Zitiervorschlag: Leo Reinisch an Hugo Schuchardt (22-09212). Unbekannt, 30. 08. 1908. Hrsg. von Frank-Rutger Hausmann (2021). In: Bernhard Hurch (Hrsg.): Hugo Schuchardt Archiv. Online unter https://gams.uni-graz.at/o:hsa.letter.8839, abgerufen am 29. 03. 2024. Handle: hdl.handle.net/11471/518.10.1.8839.


|1|

30.8.08

Lieber Freund,

Karte u. Brief vom 27. sind mir zugegangen u. ich danke dafür bestens.

Gegen die Aufname Ihrer profezeiten Arbeit „Baskisch und Hamitisch“ in die Schriften der Sprachenkommission statt in die Sitzungsberichte besteht selbstverständlich kein Anstand,1 da ich voraussetze daß diese Schrift mehr als 10 Druckbogen füllen dürfte, also einen Band ausmachen wird. In Aussicht für die Publikazionen der Sprachenkommission sind mir gestellt: 1) Grammatik, Texte u. Wörterbuch der Schilluksprache vom Bischof Geier in Chartum,2 2) Wörterbuch der Tigraysprache von J. Schreiber.3 Die Manuscripte dafür sind noch nicht eingetroffen. Ob Sie sich zu den Orientalisten rechnen oder nicht, das bleibt sich mal gleich. Die Kommission, an deren Spitze ich derzeit zu stehen die Ehre habe, anerkennt die Idiome auch anderer Völker als die der orientalischen als Sprachen.
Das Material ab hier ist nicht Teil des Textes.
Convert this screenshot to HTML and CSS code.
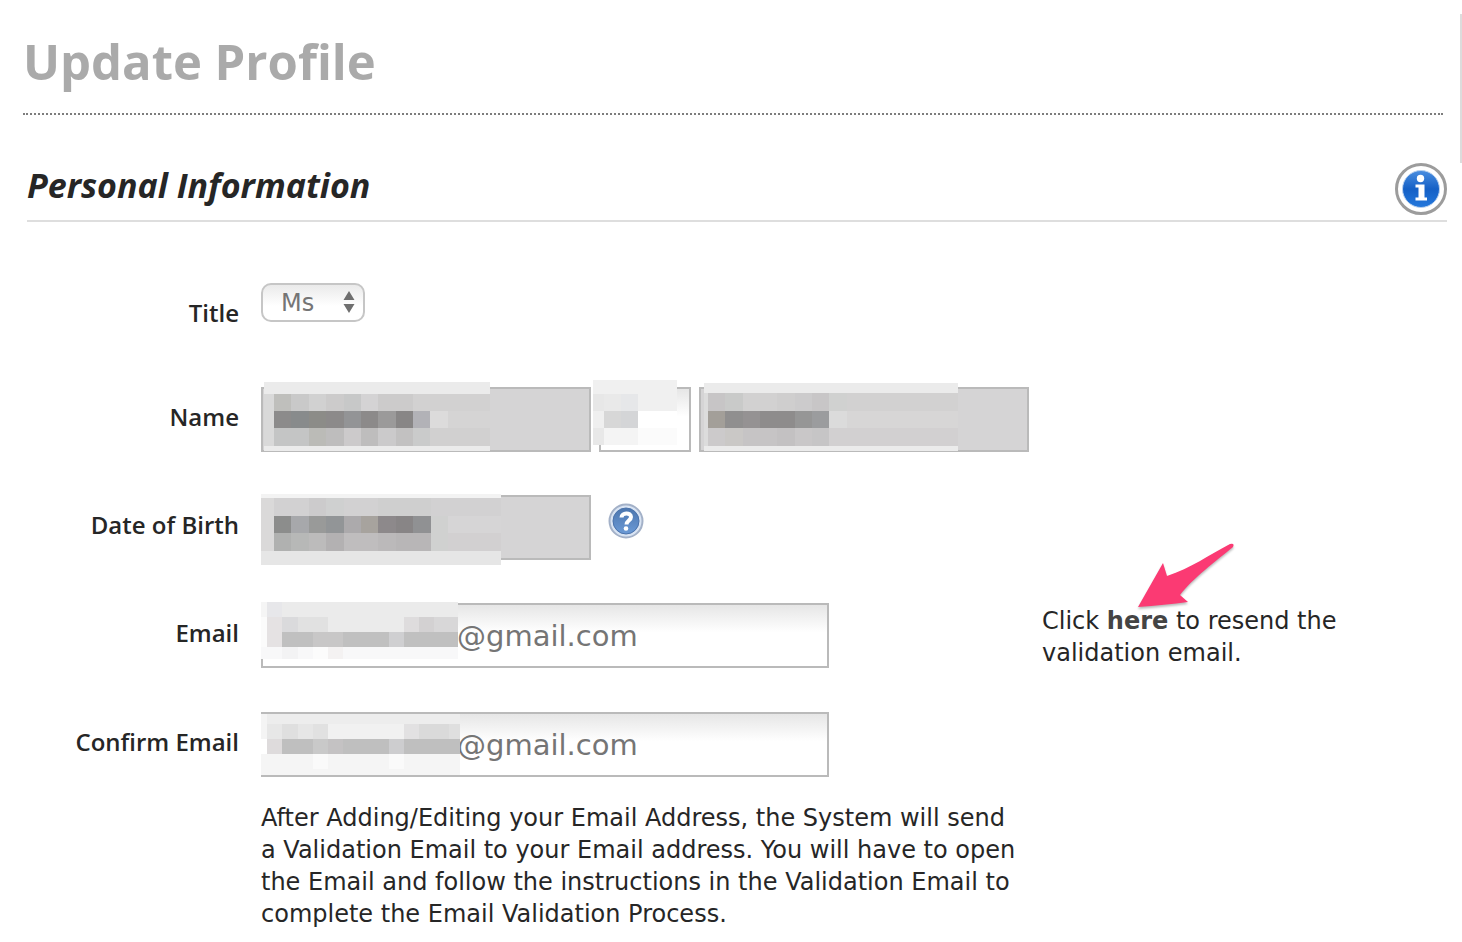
FILE: index.html
```html
<!DOCTYPE html>
<html lang="en">

<head>
    <meta charset="utf-8">
    <title>Update Profile</title>
    <link rel="stylesheet" href="styles.css">
</head>

<body>
    <header class="page-head">
        <h1>Update Profile</h1>
    </header>

    <div class="section-head">
        <h2>Personal Information</h2>
        <button class="icon-btn" type="button" aria-label="Information">
            <svg width="52" height="52" viewBox="0 0 52 52">
                <defs>
                    <linearGradient id="infoBlue" x1="0" y1="0" x2="0" y2="1">
                        <stop offset="0" stop-color="#4a8ee0" />
                        <stop offset="0.5" stop-color="#1560c6" />
                        <stop offset="1" stop-color="#2478dc" />
                    </linearGradient>
                </defs>
                <circle cx="26" cy="26" r="24.5" fill="#fff" stroke="#9c9c9c" stroke-width="3" />
                <circle cx="26" cy="26" r="18.5" fill="url(#infoBlue)" stroke="#b8d0ee" stroke-width="1" />
                <circle cx="25.5" cy="15.5" r="3.7" fill="#fff" />
                <path d="M20.5 21.500h9v13h2.500v3h-11.500v-3h3v-10h-3z" fill="#fff" />
            </svg>
        </button>
    </div>

    <form>
        <div class="row row-title">
            <label for="title">Title</label>
            <div class="field select-field">
                <select id="title">
                    <option>Ms</option>
                    <option>Mr</option>
                </select>
                <svg class="arrows" width="12" height="22" viewBox="0 0 12 22">
                    <path d="M6 0l5.500 9h-11zM6 22l5.500-9h-11z" fill="#6f6f6f" />
                </svg>
            </div>
        </div>

        <div class="row">
            <label for="first">Name</label>
            <div class="names">
                <div class="field medium">
                    <input id="first" type="text" readonly>
                    <svg class="mask mask-first" width="226" height="69" shape-rendering="crispEdges">
                        <rect width="226" height="69" fill="#ebebeb" />
                        <rect y="12" width="226" height="17" fill="#d2d1d1" />
                        <rect y="29" width="226" height="17" fill="#d5d4d4" />
                        <rect y="46" width="226" height="18" fill="#d1d0d0" />
                        <rect y="12" width="10" height="52" fill="#d9d9d9" />
                        <rect x="10" y="12" width="17" height="17" fill="#bfbfbc" />
                        <rect x="27" y="12" width="18" height="17" fill="#c9c9c9" />
                        <rect x="45" y="12" width="17" height="17" fill="#d1d1d1" />
                        <rect x="62" y="12" width="18" height="17" fill="#cccbcb" />
                        <rect x="80" y="12" width="17" height="17" fill="#c7c8c8" />
                        <rect x="97" y="12" width="17" height="17" fill="#d4d3d4" />
                        <rect x="114" y="12" width="35" height="17" fill="#cccbcb" />
                        <rect x="10" y="29" width="17" height="17" fill="#8c8b8b" />
                        <rect x="27" y="29" width="18" height="17" fill="#888b8c" />
                        <rect x="45" y="29" width="17" height="17" fill="#8c8c88" />
                        <rect x="62" y="29" width="18" height="17" fill="#8c8a8a" />
                        <rect x="80" y="29" width="17" height="17" fill="#939496" />
                        <rect x="97" y="29" width="17" height="17" fill="#8c8a8a" />
                        <rect x="114" y="29" width="18" height="17" fill="#9b9a9a" />
                        <rect x="132" y="29" width="17" height="17" fill="#888686" />
                        <rect x="149" y="29" width="17" height="17" fill="#b2b2b7" />
                        <rect x="166" y="29" width="18" height="17" fill="#dcdbdb" />
                        <rect x="10" y="46" width="35" height="18" fill="#c4c5c5" />
                        <rect x="45" y="46" width="17" height="18" fill="#bbbbb7" />
                        <rect x="62" y="46" width="18" height="18" fill="#bebdbd" />
                        <rect x="80" y="46" width="17" height="18" fill="#cccacb" />
                        <rect x="97" y="46" width="17" height="18" fill="#bebdbd" />
                        <rect x="114" y="46" width="18" height="18" fill="#cbcacb" />
                        <rect x="132" y="46" width="17" height="18" fill="#c2c1c1" />
                        <rect x="149" y="46" width="17" height="18" fill="#cacbcb" />
                    </svg>
                </div>
                <div class="field small">
                    <input id="middle" type="text" aria-label="Middle initial">
                    <svg class="mask mask-middle" width="84" height="65" shape-rendering="crispEdges">
                        <rect width="84" height="31" fill="#f0f0f0" />
                        <rect y="31" width="84" height="17" fill="#fff" />
                        <rect y="48" width="84" height="17" fill="#fbfbfb" />
                        <rect y="14" width="11" height="17" fill="#e7e7e7" />
                        <rect x="11" y="14" width="17" height="17" fill="#e9e9e9" />
                        <rect x="28" y="14" width="17" height="17" fill="#e6e7e9" />
                        <rect y="31" width="11" height="17" fill="#efefef" />
                        <rect x="11" y="31" width="17" height="17" fill="#d7d7d7" />
                        <rect x="28" y="31" width="17" height="17" fill="#d4d5d7" />
                        <rect y="48" width="11" height="17" fill="#e8e8e8" />
                        <rect x="11" y="48" width="34" height="17" fill="#f4f4f4" />
                    </svg>
                </div>
                <div class="field medium">
                    <input id="last" type="text" aria-label="Last name" readonly>
                    <svg class="mask mask-last" width="254" height="68" shape-rendering="crispEdges">
                        <rect width="254" height="68" fill="#ebebeb" />
                        <rect y="10" width="254" height="18" fill="#d2d1d1" />
                        <rect y="28" width="254" height="17" fill="#d7d6d6" />
                        <rect y="45" width="254" height="18" fill="#d2d0d1" />
                        <rect y="10" width="4" height="53" fill="#dcdcdc" />
                        <rect x="4" y="10" width="17" height="18" fill="#c7c5c6" />
                        <rect x="21" y="10" width="18" height="18" fill="#c9cac9" />
                        <rect x="73" y="10" width="18" height="18" fill="#cfcece" />
                        <rect x="91" y="10" width="17" height="18" fill="#cccbcc" />
                        <rect x="108" y="10" width="17" height="18" fill="#c8c6c7" />
                        <rect x="125" y="10" width="18" height="18" fill="#d0d1d0" />
                        <rect x="4" y="28" width="17" height="17" fill="#a39f99" />
                        <rect x="21" y="28" width="18" height="17" fill="#908f8f" />
                        <rect x="39" y="28" width="17" height="17" fill="#959293" />
                        <rect x="56" y="28" width="35" height="17" fill="#8e8c8c" />
                        <rect x="91" y="28" width="17" height="17" fill="#969696" />
                        <rect x="108" y="28" width="17" height="17" fill="#9b9c9e" />
                        <rect x="125" y="28" width="18" height="17" fill="#dbdbdb" />
                        <rect x="4" y="45" width="17" height="18" fill="#cccacb" />
                        <rect x="21" y="45" width="18" height="18" fill="#cac8c6" />
                        <rect x="39" y="45" width="34" height="18" fill="#c6c4c5" />
                        <rect x="73" y="45" width="18" height="18" fill="#c3c1c2" />
                        <rect x="91" y="45" width="17" height="18" fill="#c9c7c8" />
                        <rect x="108" y="45" width="17" height="18" fill="#c6c5c6" />
                    </svg>
                </div>
            </div>
        </div>

        <div class="row">
            <label for="dob">Date of Birth</label>
            <div class="field medium">
                <input id="dob" type="text" readonly>
                <svg class="mask mask-dob" width="240" height="71" shape-rendering="crispEdges">
                    <rect width="240" height="4" fill="#f3f3f3" />
                    <rect y="4" width="240" height="18" fill="#d2d1d2" />
                    <rect y="22" width="240" height="17" fill="#d6d5d6" />
                    <rect y="39" width="240" height="18" fill="#d2d0d1" />
                    <rect y="57" width="240" height="14" fill="#e6e6e6" />
                    <rect y="4" width="13" height="53" fill="#dad9d9" />
                    <rect x="48" y="4" width="17" height="18" fill="#cccbcc" />
                    <rect x="65" y="4" width="18" height="18" fill="#cfd0d0" />
                    <rect x="117" y="4" width="53" height="18" fill="#cfcfcf" />
                    <rect x="13" y="22" width="17" height="17" fill="#8c8d8c" />
                    <rect x="30" y="22" width="18" height="17" fill="#a7a8ab" />
                    <rect x="48" y="22" width="17" height="17" fill="#999a99" />
                    <rect x="65" y="22" width="18" height="17" fill="#929597" />
                    <rect x="83" y="22" width="17" height="17" fill="#acaaac" />
                    <rect x="100" y="22" width="17" height="17" fill="#a7a39e" />
                    <rect x="117" y="22" width="18" height="17" fill="#8d898b" />
                    <rect x="135" y="22" width="17" height="17" fill="#888586" />
                    <rect x="152" y="22" width="18" height="17" fill="#909193" />
                    <rect x="170" y="22" width="17" height="35" fill="#d0d1d0" />
                    <rect x="13" y="39" width="17" height="18" fill="#b0b1b0" />
                    <rect x="30" y="39" width="18" height="18" fill="#b7b8b7" />
                    <rect x="48" y="39" width="17" height="18" fill="#bcbbbb" />
                    <rect x="65" y="39" width="18" height="18" fill="#b3b1b2" />
                    <rect x="83" y="39" width="34" height="18" fill="#bfbdbe" />
                    <rect x="117" y="39" width="18" height="18" fill="#bbb9ba" />
                    <rect x="135" y="39" width="35" height="18" fill="#b8b6b7" />
                </svg>
            </div>
            <button class="icon-btn help" type="button" aria-label="Help">
                <svg width="36" height="36" viewBox="0 0 36 36">
                    <defs>
                        <linearGradient id="helpBlue" x1="0" y1="0" x2="0" y2="1">
                            <stop offset="0" stop-color="#4c76ae" />
                            <stop offset="1" stop-color="#6b9ad6" />
                        </linearGradient>
                    </defs>
                    <circle cx="18" cy="18" r="16.500" fill="#d9e4f3" stroke="#a3b1c8" stroke-width="2" />
                    <circle cx="18" cy="18" r="13" fill="url(#helpBlue)" stroke="#4a72ab" stroke-width="1" />
                    <path d="M13.500 14.500c0-5 9.500-5.500 9.500-.5 0 3.500-4.500 3.500-4.500 7.500" fill="none" stroke="#fff" stroke-width="4" />
                    <circle cx="18" cy="25.500" r="2.300" fill="#fff" />
                </svg>
            </button>
        </div>

        <div class="row">
            <label for="email">Email</label>
            <div class="field large">
                <input id="email" type="text" value="@gmail.com">
                <svg class="mask mask-email" width="197" height="57" shape-rendering="crispEdges">
                    <rect width="197" height="30" fill="#ebebeb" />
                    <rect y="30" width="197" height="15" fill="#c0c0c0" />
                    <rect y="45" width="197" height="12" fill="#f8f8f9" />
                    <rect width="6" height="15" fill="#f5f5f5" />
                    <rect x="6" width="15" height="15" fill="#e7e7ea" />
                    <rect y="15" width="6" height="30" fill="#fbfbfb" />
                    <rect x="6" y="15" width="15" height="30" fill="#e5e2e3" />
                    <rect x="21" y="15" width="16" height="15" fill="#dadadc" />
                    <rect x="37" y="15" width="30" height="15" fill="#e1e1e1" />
                    <rect x="143" y="15" width="15" height="15" fill="#dedcdd" />
                    <rect x="158" y="15" width="15" height="15" fill="#d3d1d2" />
                    <rect x="173" y="15" width="24" height="15" fill="#d8d7d8" />
                    <rect x="52" y="30" width="30" height="15" fill="#c8c7c7" />
                    <rect x="128" y="30" width="15" height="15" fill="#cfcfd1" />
                    <rect x="21" y="45" width="16" height="12" fill="#f3f3f4" />
                    <rect x="52" y="45" width="15" height="12" fill="#fcfcfc" />
                    <rect x="67" y="45" width="15" height="12" fill="#f4f2f2" />
                </svg>
            </div>
            <div class="note">
                <p>Click <a href="#">here</a> to resend the validation email.</p>
                <svg class="pointer" width="102" height="68" viewBox="0 0 102 68">
                    <path d="M3 65L28 21l4 13C56 26 74 13 95 2q5-1 3 3C82 18 57 37 45 53l8 7Q30 63 3 65z" fill="#fb3a73" />
                </svg>
            </div>
        </div>

        <div class="row">
            <label for="confirm">Confirm Email</label>
            <div class="field large">
                <input id="confirm" type="text" value="@gmail.com">
                <svg class="mask mask-confirm" width="199" height="63" shape-rendering="crispEdges">
                    <rect width="199" height="25" fill="#ededed" />
                    <rect y="25" width="199" height="15" fill="#bfbfbf" />
                    <rect y="40" width="199" height="21" fill="#f5f5f5" />
                    <rect y="61" width="6" height="2" fill="#bababa" />
                    <rect width="6" height="25" fill="#f4f4f4" />
                    <rect x="6" y="10" width="15" height="15" fill="#e7e7e7" />
                    <rect x="21" y="10" width="16" height="15" fill="#dfdfdf" />
                    <rect x="37" y="10" width="15" height="15" fill="#e6e6e6" />
                    <rect x="52" y="10" width="15" height="15" fill="#e1e1e1" />
                    <rect x="67" y="10" width="76" height="15" fill="#f1f1f1" />
                    <rect x="143" y="10" width="15" height="15" fill="#e2e1e2" />
                    <rect x="158" y="10" width="30" height="15" fill="#dadada" />
                    <rect x="188" y="10" width="11" height="15" fill="#dfdfdf" />
                    <rect y="25" width="6" height="15" fill="#fff" />
                    <rect x="6" y="25" width="15" height="15" fill="#dedbdc" />
                    <rect x="52" y="25" width="15" height="15" fill="#c9c9c9" />
                    <rect x="67" y="25" width="15" height="15" fill="#c4c2c3" />
                    <rect x="128" y="25" width="15" height="15" fill="#cdcdcf" />
                    <rect x="52" y="40" width="15" height="15" fill="#fafafa" />
                    <rect x="128" y="40" width="15" height="15" fill="#fafafa" />
                </svg>
            </div>
        </div>

        <p class="hint">
            After Adding/Editing your Email Address, the System will send a Validation Email to your Email address. You will have to open the Email and follow the instructions in the Validation Email to complete the Email Validation Process.
        </p>
    </form>
</body>

</html>
```

FILE: styles.css
```css
* {
    box-sizing: border-box;
}

body {
    margin: 0;
    background-color: #fff;
    color: #262626;
    font-family: Verdana, "DejaVu Sans", sans-serif;
    font-size: 24px;
    line-height: 32px;
}

h1,
h2,
p {
    margin: 0;
}

.page-head {
    margin-top: 14px;
    padding: 12px 17px 48px 23px;
    border-right: 2px solid #dcdcdc;
}

h1 {
    padding-bottom: 17px;
    border-bottom: 2px dotted #7d7d7d;
    color: #aaa;
    font: bold 49px/70px "Open Sans", sans-serif;
}

.section-head {
    display: flex;
    justify-content: space-between;
    align-items: center;
    margin: 0 15px 0 27px;
    padding-bottom: 5px;
    border-bottom: 2px solid #dedede;
}

h2 {
    padding-bottom: 8px;
    font: italic bold 34px/44px "Open Sans", sans-serif;
}

.icon-btn {
    padding: 0;
    border: 0;
    background: none;
}

.icon-btn svg {
    display: block;
}

form {
    padding-top: 61px;
}

.row {
    display: flex;
    align-items: flex-start;
    margin-bottom: 43px;
}

.row-title {
    margin-bottom: 58px;
}

label {
    width: 239px;
    margin-right: 22px;
    padding-top: 14px;
    text-align: right;
    font: 600 24px/32px "Open Sans", sans-serif;
}

.field {
    position: relative;
}

.names {
    display: flex;
    gap: 8px;
}

.small {
    width: 92px;
}

.medium {
    width: 330px;
}

.large {
    width: 568px;
}

input {
    display: block;
    width: 100%;
    height: 65px;
    padding: 0 8px;
    border: 2px solid #bababa;
    background: linear-gradient(#e6e6e6, #fff 45%);
    color: #757575;
    font: 29px Verdana, "DejaVu Sans", sans-serif;
}

input[readonly] {
    background: #d5d4d5;
}

/* the hidden part of the address takes up the left side */
.large input {
    padding-left: 194px;
}

select {
    display: block;
    appearance: none;
    width: 104px;
    height: 39px;
    padding: 0 18px;
    border: 2px solid #c6c6c6;
    border-radius: 10px;
    background: linear-gradient(#eaeaea, #fff 60%);
    color: #757575;
    font: 24px Verdana, "DejaVu Sans", sans-serif;
}

.arrows {
    position: absolute;
    top: 8px;
    right: 10px;
    pointer-events: none;
}

.mask {
    position: absolute;
    left: 0;
    top: -1px;
}

.mask-first {
    left: 3px;
    top: -5px;
}

.mask-middle {
    left: -6px;
    top: -7px;
}

.mask-last {
    left: 5px;
    top: -4px;
}

.mask-confirm {
    top: 2px;
}

.help {
    margin: 8px 0 0 17px;
}

.note {
    position: relative;
    width: 320px;
    margin-left: 213px;
    padding-top: 2px;
}

.note a {
    color: #444;
    font-weight: bold;
    text-decoration: none;
}

.pointer {
    position: absolute;
    left: 93px;
    top: -61px;
    filter: drop-shadow(0 2px 1px #bbb);
}

.hint {
    max-width: 760px;
    margin: -18px 0 0 261px;
}
```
Ich habe in meinem letzten Brief vergessen, auf eine Äußerung Ihrerseits betreff der nahen Verwandtschaft des Berberischen mit dem Semitischen zu reagieren. |2| Die nächste Beziehung im Baue weist das Berberische wol auf mit dem Niderkuschitischen (vgl. Fürwort S. 187 u. a.);4 die s- und t- Praefixe sind ja auch hier vorhanden, so im Hadiya,5 Saho,5 Ufur,6 das s-Präfix im Verb auch im Aegyptischen. Der nahe Zusammenhang des Berberischen mit dem Semitischen ist allerdings nicht in Abrede zu stellen u. diesen Umstand gab mir schon viel zu denken. Merkwürdig ist folgende Tatsache: die grammatischen Formen in den Pyramidentexten stehen vielfach dem Semitischen näher, als die oberägyptischen Texte. Die Aegypter des Unterägyptens standen sonach schon in den ältesten Zeiten in Beziehung mit Semiten, desgleichen wie nun die Ausgrabungen in Abusir7 deutlich zeigen, mit dem Lybier u. Aegypter des Unterlandes, Semiten u. Lybier standen also in nahem Verkehr in den ersten Epoochen der Pharaonenzeit; daraus erklärt sich wol auch der nahe Zusammenhang in den Sprachen. – Eine nebensächliche Frage: Hanoteau (wenn ich nicht irre) bringt die Mάξvss des Herodot mit den Imvšuig zusammen. Sollte mit Mάξvss nicht eher berberisch meksa Hirt identisch sein? –

Schade daß Sie die mir genannte Absicht, den A.-Kongreß7 mit der interessanten Schrift zu begrüßen nicht ausgeführt haben. Wenn ich nach Wien zum Kongreß gehen sollte, was |3| nicht unwarscheinlich ist, werde ich wenn Anlaß dazu sein sollte, Sie jedenfalls entschuldigen u. Ihren Gruß bestellen.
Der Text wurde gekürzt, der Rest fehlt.